▸ **What is required**
Each line that contains the string "with" counts once; report how many such lines appear in the data, as a number only.
— begin Supplied entries —
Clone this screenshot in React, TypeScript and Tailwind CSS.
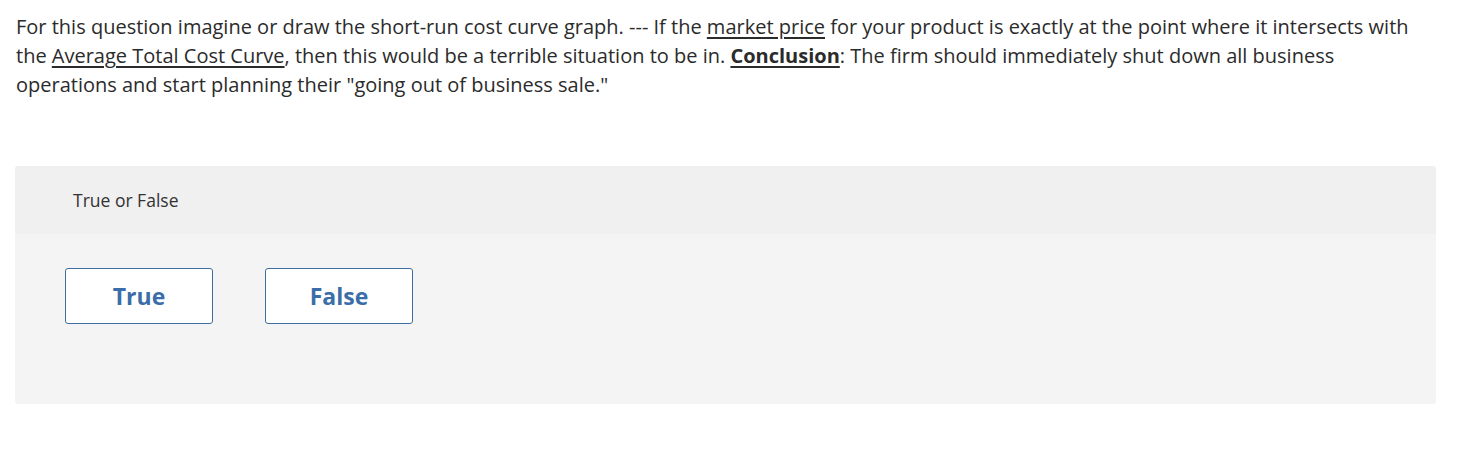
export default function App() {
  return (
    <div className="min-h-[466px] bg-white text-[#2b2b2b]" style={{ fontFamily: "'Open Sans', Lato, sans-serif" }}>
      <p className="pl-4 pr-10 pt-[12px] text-[20px] leading-[29px]">
        For this question imagine or draw the short-run cost curve graph. --- If the{" "}
        <span className="underline underline-offset-[3px]">market price</span> for your product is exactly at the point where it intersects with
        <br />
        the <span className="underline underline-offset-[3px]">Average Total Cost Curve</span>, then this would be a terrible situation to be in.{" "}
        <span className="font-bold underline underline-offset-[3px]">Conclusion</span>: The firm should immediately shut down all business
        <br />
        operations and start planning their "going out of business sale."
      </p>

      <div className="mx-[15px] mt-[67px] w-[1421px] overflow-hidden rounded-[3px] bg-[#f4f4f4]">
        <div className="flex h-[68px] items-center bg-[#f0f0f0] pl-[58px] text-[17.5px] text-[#333]">
          True or False
        </div>
        <div className="flex h-[170px] items-start gap-[52px] pl-[50px] pt-[34px]">
          <button className="h-[56px] w-[148px] rounded-[3px] border border-[#3d6e9f] bg-white text-[23px] font-bold text-[#3b6ea8]">
            True
          </button>
          <button className="h-[56px] w-[148px] rounded-[3px] border border-[#3d6e9f] bg-white text-[23px] font-bold text-[#3b6ea8]">
            False
          </button>
        </div>
      </div>
    </div>
  );
}
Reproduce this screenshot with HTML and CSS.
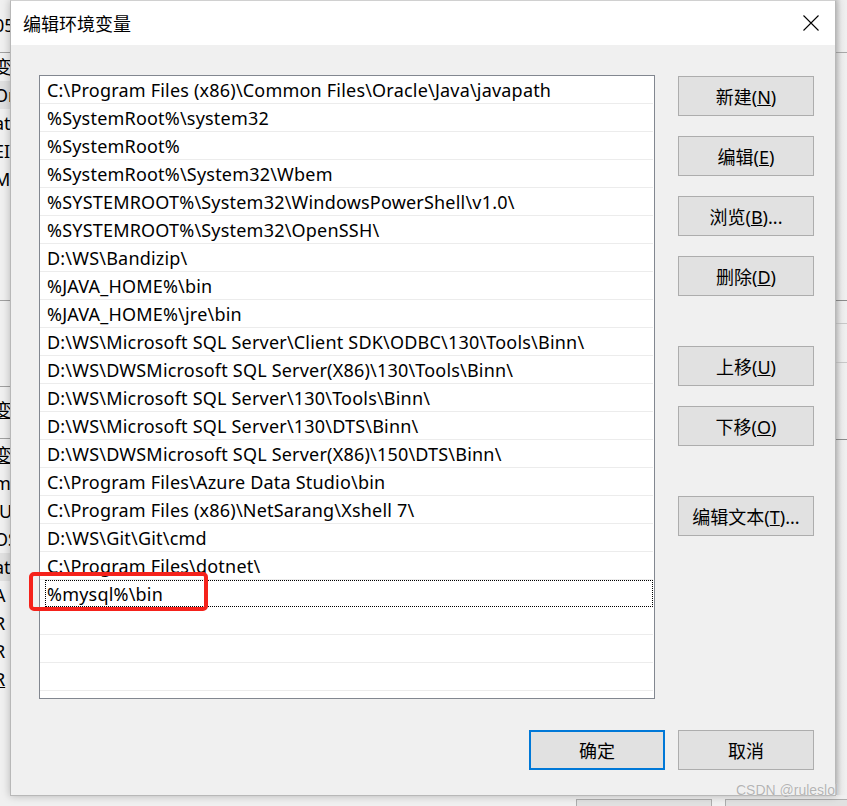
FILE: index.html
```html
<!DOCTYPE html>
<html lang="zh-CN">
<head>
    <meta charset="UTF-8">
    <title>编辑环境变量</title>
    <link rel="stylesheet" href="styles.css">
</head>
<body>
    <div class="desktop">
        <!-- window behind the dialog, only its edges show -->
        <div class="back-window">
            <div class="back-top">05</div>
            <div class="back-rows">
                <div class="back-row">变量</div>
                <div class="back-row hl">On</div>
                <div class="back-row">at</div>
                <div class="back-row">EI</div>
                <div class="back-row">M</div>
            </div>
            <div class="back-sep s1"></div>
            <div class="back-sep s2"></div>
            <div class="back-rows">
                <div class="back-row r1"><u>变</u></div>
                <div class="back-sep s3"></div>
                <div class="back-row r2"><u>变量</u></div>
                <div class="back-row">my</div>
                <div class="back-row">JU</div>
                <div class="back-row">OS</div>
                <div class="back-row hl">at</div>
                <div class="back-row">A</div>
                <div class="back-row">R</div>
                <div class="back-row">R</div>
                <div class="back-row"><u>R</u></div>
            </div>
            <div class="back-right">
                <div class="rline l1"></div>
                <div class="rline l2"></div>
                <div class="rline l3"></div>
                <div class="rline l4"></div>
                <div class="rline l5"></div>
            </div>
            <div class="back-buttons">
                <div class="back-btn one"></div>
                <div class="back-btn two"></div>
            </div>
        </div>

        <div class="dialog">
            <div class="titlebar">
                <span class="title">编辑环境变量</span>
                <svg class="close" width="16" height="16" viewBox="0 0 16 16">
                    <path d="M0.5 0.5 L15.5 15.5 M15.5 0.5 L0.5 15.5" stroke="#000" stroke-width="1.1" fill="none"/>
                </svg>
            </div>
            <div class="dialog-body">
                <div class="main">
                    <div class="path-list" id="path-list"></div>
                    <div class="side-buttons">
                        <button class="btn">新建(<u>N</u>)</button>
                        <button class="btn">编辑(<u>E</u>)</button>
                        <button class="btn">浏览(<u>B</u>)...</button>
                        <button class="btn">删除(<u>D</u>)</button>
                        <button class="btn group">上移(<u>U</u>)</button>
                        <button class="btn">下移(<u>O</u>)</button>
                        <button class="btn group">编辑文本(<u>T</u>)...</button>
                    </div>
                </div>
                <div class="footer">
                    <button class="btn default">确定</button>
                    <button class="btn">取消</button>
                </div>
            </div>
        </div>

        <div class="mark"></div>
        <div class="watermark">CSDN @ruleslol</div>
    </div>

    <script>
        const paths = [
            'C:\\Program Files (x86)\\Common Files\\Oracle\\Java\\javapath',
            '%SystemRoot%\\system32',
            '%SystemRoot%',
            '%SystemRoot%\\System32\\Wbem',
            '%SYSTEMROOT%\\System32\\WindowsPowerShell\\v1.0\\',
            '%SYSTEMROOT%\\System32\\OpenSSH\\',
            'D:\\WS\\Bandizip\\',
            '%JAVA_HOME%\\bin',
            '%JAVA_HOME%\\jre\\bin',
            'D:\\WS\\Microsoft SQL Server\\Client SDK\\ODBC\\130\\Tools\\Binn\\',
            'D:\\WS\\DWSMicrosoft SQL Server(X86)\\130\\Tools\\Binn\\',
            'D:\\WS\\Microsoft SQL Server\\130\\Tools\\Binn\\',
            'D:\\WS\\Microsoft SQL Server\\130\\DTS\\Binn\\',
            'D:\\WS\\DWSMicrosoft SQL Server(X86)\\150\\DTS\\Binn\\',
            'C:\\Program Files\\Azure Data Studio\\bin',
            'C:\\Program Files (x86)\\NetSarang\\Xshell 7\\',
            'D:\\WS\\Git\\Git\\cmd',
            'C:\\Program Files\\dotnet\\',
            '%mysql%\\bin',
            '', '', ''
        ];
        const list = document.getElementById('path-list');
        paths.forEach(function(p, i) {
            const row = document.createElement('div');
            row.className = 'path-row';
            if (i === 18) {
                row.classList.add('focused');
            }
            const text = document.createElement('span');
            text.textContent = p;
            row.appendChild(text);
            list.appendChild(row);
        });
    </script>
</body>
</html>
```

FILE: styles.css
```css
body {
    margin: 0;
    font-family: "Noto Sans", "Noto Sans CJK SC", sans-serif;
    background-color: #f0f0f0;
}
.desktop {
    position: relative;
    width: 847px;
    height: 806px;
    overflow: hidden;
    background-color: #f0f0f0;
}

/* background window */
.back-window {
    position: absolute;
    left: 0;
    top: 0;
    width: 847px;
    height: 806px;
    font-size: 18px;
    color: #000;
}
.back-top {
    height: 52px;
    line-height: 50px;
    margin-left: -6px;
    border-bottom: 1px solid #a0a0a0;
}
.back-rows {
    margin-left: -6px;
}
.back-row {
    height: 28px;
    line-height: 28px;
    white-space: nowrap;
}
.back-row.hl {
    background-color: #e0e0e0;
}
.back-row.r1 {
    margin-top: 9px;
}
.back-row.r2 {
    margin-top: 2px;
}
.back-sep {
    height: 1px;
    background-color: #a0a0a0;
}
.back-sep.s1 {
    margin-top: 107px;
}
.back-sep.s2 {
    margin-top: 85px;
}
.back-sep.s3 {
    margin: 14px 0 0 6px;
}
.back-right {
    position: absolute;
    left: 836px;
    top: 0;
    width: 11px;
    height: 795px;
    background: linear-gradient(to right, #d6d6d6, #ececec 5px, #f0f0f0);
}
.rline {
    position: absolute;
    left: 0;
    width: 11px;
    height: 1px;
    background-color: #8c8c8c;
}
.rline.l1 { top: 52px; background-color: #a8a8a8; }
.rline.l2 { top: 300px; }
.rline.l3 { top: 323px; background-color: #c8c8c8; }
.rline.l4 { top: 362px; background-color: #c8c8c8; }
.rline.l5 { top: 439px; }
.back-buttons {
    position: absolute;
    top: 799px;
    left: 0;
    width: 847px;
}
.back-btn {
    position: absolute;
    top: 0;
    height: 20px;
    border: 1px solid #adadad;
    background-color: #e1e1e1;
}
.back-btn.one { left: 576px; width: 134px; }
.back-btn.two { left: 725px; width: 134px; }

/* dialog window */
.dialog {
    position: absolute;
    left: 10px;
    top: 0;
    width: 824px;
    height: 794px;
    border: 1px solid #b8b8b8;
    border-top-color: #d0d0d0;
    background-color: #f0f0f0;
    box-shadow: 0 0 8px rgba(0, 0, 0, 0.25);
}
.titlebar {
    display: flex;
    align-items: center;
    justify-content: space-between;
    height: 44px;
    padding: 0 16px 0 12px;
    background-color: #fff;
}
.title {
    font-size: 18px;
    color: #000;
    margin-top: -1px;
}
.dialog-body {
    padding: 30px 21px 0 28px;
}
.main {
    display: flex;
    align-items: flex-start;
}
.path-list {
    width: 614px;
    height: 622px;
    border: 1px solid #828790;
    background-color: #fff;
    overflow: hidden;
}
.path-row {
    height: 27px;
    line-height: 27px;
    margin-right: 1px;
    padding-left: 7px;
    border-bottom: 1px solid #ececec;
    font-size: 18px;
    letter-spacing: 0.2px;
    color: #000;
    white-space: nowrap;
}
.path-row span {
    position: relative;
    top: 1px;
}
.path-row.focused {
    height: 25px;
    line-height: 25px;
    margin-left: 5px;
    padding-left: 1px;
    border: 1px dotted #000;
}
.side-buttons {
    display: flex;
    flex-direction: column;
    margin-left: 23px;
    margin-top: 1px;
}
.btn {
    width: 136px;
    height: 40px;
    padding: 0;
    border: 1px solid #adadad;
    background-color: #e1e1e1;
    font-family: "Noto Sans", "Noto Sans CJK SC", sans-serif;
    font-size: 18px;
    color: #000;
    margin-bottom: 20px;
}
.btn.group {
    margin-top: 30px;
}
.footer {
    display: flex;
    justify-content: flex-end;
    gap: 13px;
    margin-top: 31px;
}
.footer .btn {
    margin: 0;
}
.btn.default {
    border: 2px solid #0078d7;
}

/* red annotation drawn over the list */
.mark {
    position: absolute;
    left: 29px;
    top: 572px;
    width: 171px;
    height: 31px;
    border: 4px solid #f5221b;
    border-radius: 5px;
}
.watermark {
    position: absolute;
    left: 736px;
    top: 782px;
    font-family: "Liberation Sans", sans-serif;
    font-size: 14px;
    color: #b4b4b4;
    white-space: nowrap;
    text-shadow: 0 0 1px #fff;
}
```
— end Supplied entries —
▸ **The result**
2